Gather every line below where "this" appears.

--- DATA SUPPLIED ---
** BEGIN **
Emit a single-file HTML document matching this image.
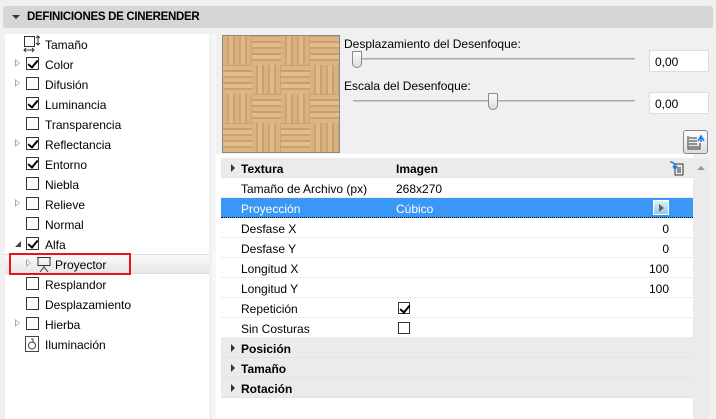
** END **
** BEGIN **
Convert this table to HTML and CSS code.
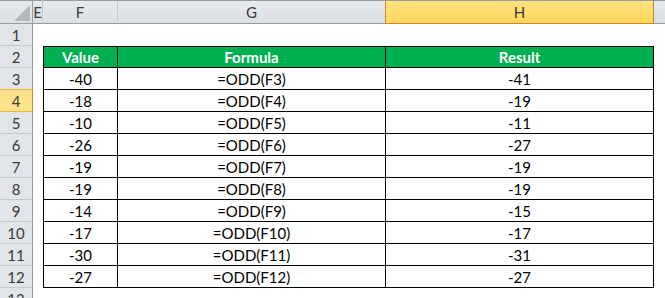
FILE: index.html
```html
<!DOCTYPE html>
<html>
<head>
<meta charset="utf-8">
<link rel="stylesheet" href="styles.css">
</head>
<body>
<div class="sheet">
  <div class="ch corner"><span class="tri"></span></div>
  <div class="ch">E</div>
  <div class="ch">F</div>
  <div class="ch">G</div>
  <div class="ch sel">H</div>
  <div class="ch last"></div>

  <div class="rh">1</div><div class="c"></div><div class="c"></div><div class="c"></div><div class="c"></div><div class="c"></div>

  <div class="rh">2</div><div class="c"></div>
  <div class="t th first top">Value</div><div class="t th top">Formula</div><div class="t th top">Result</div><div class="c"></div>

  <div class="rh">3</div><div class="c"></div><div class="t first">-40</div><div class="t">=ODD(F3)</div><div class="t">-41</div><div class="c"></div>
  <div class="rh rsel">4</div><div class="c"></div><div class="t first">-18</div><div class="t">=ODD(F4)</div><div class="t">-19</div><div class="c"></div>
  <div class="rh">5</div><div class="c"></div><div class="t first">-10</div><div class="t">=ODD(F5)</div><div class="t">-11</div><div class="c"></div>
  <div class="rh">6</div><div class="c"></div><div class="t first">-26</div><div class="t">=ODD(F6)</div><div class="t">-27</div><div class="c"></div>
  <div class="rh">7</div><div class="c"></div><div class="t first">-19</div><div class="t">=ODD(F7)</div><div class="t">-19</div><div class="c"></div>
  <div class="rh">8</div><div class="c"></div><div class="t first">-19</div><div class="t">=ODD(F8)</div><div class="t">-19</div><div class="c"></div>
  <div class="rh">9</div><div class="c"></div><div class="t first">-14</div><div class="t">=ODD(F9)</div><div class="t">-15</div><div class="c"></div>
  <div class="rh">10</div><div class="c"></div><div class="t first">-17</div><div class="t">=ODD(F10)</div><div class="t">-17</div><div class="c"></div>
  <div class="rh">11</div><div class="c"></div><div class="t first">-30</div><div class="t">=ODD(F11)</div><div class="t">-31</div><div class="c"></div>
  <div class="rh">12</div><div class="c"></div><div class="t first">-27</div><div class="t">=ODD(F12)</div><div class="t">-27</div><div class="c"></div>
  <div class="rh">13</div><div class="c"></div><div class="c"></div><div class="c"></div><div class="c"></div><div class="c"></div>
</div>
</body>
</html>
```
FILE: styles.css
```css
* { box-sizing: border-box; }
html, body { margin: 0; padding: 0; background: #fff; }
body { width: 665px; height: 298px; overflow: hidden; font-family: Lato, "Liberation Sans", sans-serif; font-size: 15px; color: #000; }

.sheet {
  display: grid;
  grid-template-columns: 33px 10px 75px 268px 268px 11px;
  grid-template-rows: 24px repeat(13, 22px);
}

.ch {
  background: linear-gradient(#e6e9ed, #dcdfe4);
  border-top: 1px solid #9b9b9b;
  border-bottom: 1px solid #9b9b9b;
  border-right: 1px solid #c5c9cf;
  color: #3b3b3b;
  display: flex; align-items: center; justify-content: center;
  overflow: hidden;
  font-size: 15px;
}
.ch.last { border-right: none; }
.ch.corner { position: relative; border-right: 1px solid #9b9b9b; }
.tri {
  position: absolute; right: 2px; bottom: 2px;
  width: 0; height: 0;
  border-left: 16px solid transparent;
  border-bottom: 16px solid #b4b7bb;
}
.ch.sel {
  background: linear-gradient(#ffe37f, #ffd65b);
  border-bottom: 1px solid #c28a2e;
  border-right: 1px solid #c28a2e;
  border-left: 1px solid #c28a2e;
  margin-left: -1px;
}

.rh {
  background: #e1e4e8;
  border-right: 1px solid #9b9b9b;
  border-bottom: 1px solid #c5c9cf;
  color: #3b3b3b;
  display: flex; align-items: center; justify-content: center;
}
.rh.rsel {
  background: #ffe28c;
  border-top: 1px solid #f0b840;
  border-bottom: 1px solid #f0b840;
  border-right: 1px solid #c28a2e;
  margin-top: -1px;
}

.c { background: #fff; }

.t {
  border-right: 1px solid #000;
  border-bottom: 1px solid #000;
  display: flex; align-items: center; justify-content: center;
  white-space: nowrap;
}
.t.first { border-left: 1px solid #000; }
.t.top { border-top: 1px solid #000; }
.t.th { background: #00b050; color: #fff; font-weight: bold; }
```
** END **
--- FINAL RESULT ---
Emit a single-file HTML document matching this image.
Convert this table to HTML and CSS code.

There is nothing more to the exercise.